Gathering accurate data upfront streamlines permitting, particularly in jurisdictions emphasizing energy codes aligned with the International Energy Conservation Code or ASHRAE 90.1. Many permit reviewers now request proof of conditioned area calculations before approving system sizes, making the ability to present defensible numbers a competitive advantage.

From conditioned square footage to comprehensive loads

While this calculator focuses on square footage and preliminary loads, the next step is detailed heat-loss and heat-gain analysis. That includes transmission through assemblies, infiltration, internal gains from people and equipment, and latent loads. However, each of those calculations still references the conditioned area for normalization. For example, infiltration is often expressed in CFM per square foot of envelope, and internal gains are estimated per square foot. Therefore, accurate conditioned square footage underpins those advanced tasks.

In commercial design-build projects, teams sometimes run two or three scenarios with different unconditioned percentages to test the impact of enclosing previously semi-conditioned areas. A warehousing client may decide to condition only picking zones, while leaving bulk storage at floating temperatures. Using the calculator to quantify square footage in each scenario makes the financial implications immediately clear, so owners can choose the strategy that balances comfort and cost.

Conclusion

Calculating heated or cooled square footage is no longer a back-of-the-envelope exercise. With stricter codes, electrification trends, and rising energy costs, every square foot must be accounted for.

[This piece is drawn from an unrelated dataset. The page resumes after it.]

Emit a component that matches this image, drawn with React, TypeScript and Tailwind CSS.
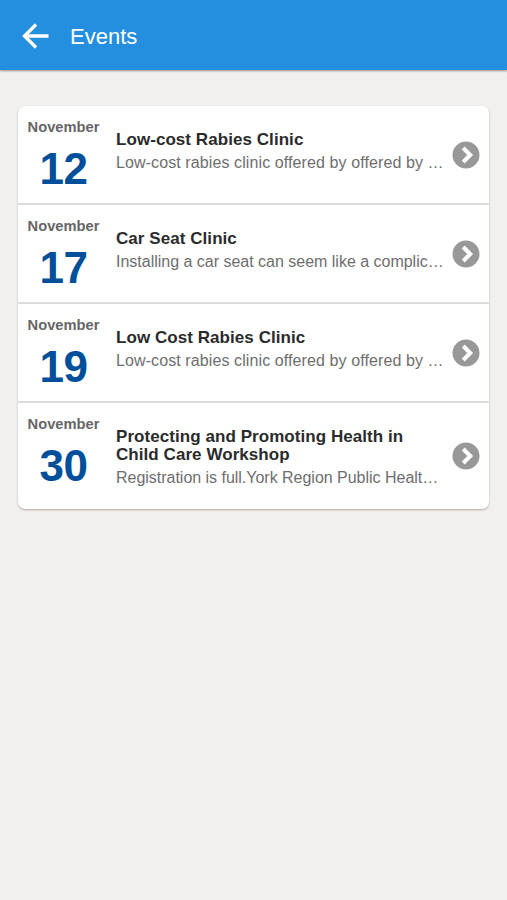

By combining geometrical accuracy with adjustments for usage, insulation, climate, ventilation, and occupancy, the calculator at the top of this page delivers a premium starting point for design exploration. Use it to validate programming decisions, guide equipment sizing discussions, or provide documentation for permitting. With precise conditioned square footage in hand, you can confidently move on to detailed load calculations, capital planning, and life-cycle assessments that keep buildings efficient, resilient, and comfortable.